**Exercise**
Pictures stay out of the copy; restate everything else in the material exactly.

**Given data**
___

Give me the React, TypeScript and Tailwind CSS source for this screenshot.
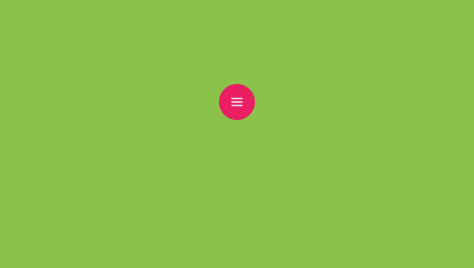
import React from "react";

export default function App() {
  return (
    <div className="flex h-[268px] w-full flex-col items-center bg-[#8bc34a] pt-[84px]">
      <button
        type="button"
        className="flex h-9 w-9 items-center justify-center rounded-full bg-[#e91e63]"
        aria-label="Menu"
      >
        <svg width="12" height="10" viewBox="0 0 12 10" fill="none">
          <path d="M0.5 1.5h11M0.5 5h11M0.5 8.5h11" stroke="#fce4ec" strokeWidth="1.4" />
        </svg>
      </button>
    </div>
  );
}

___

**Written answer**
Give me the React, TypeScript and Tailwind CSS source for this screenshot.
import React from "react";

export default function App() {
  return (
    <div className="flex h-[268px] w-full flex-col items-center bg-[#8bc34a] pt-[84px]">
      <button
        type="button"
        className="flex h-9 w-9 items-center justify-center rounded-full bg-[#e91e63]"
        aria-label="Menu"
      >
        <svg width="12" height="10" viewBox="0 0 12 10" fill="none">
          <path d="M0.5 1.5h11M0.5 5h11M0.5 8.5h11" stroke="#fce4ec" strokeWidth="1.4" />
        </svg>
      </button>
    </div>
  );
}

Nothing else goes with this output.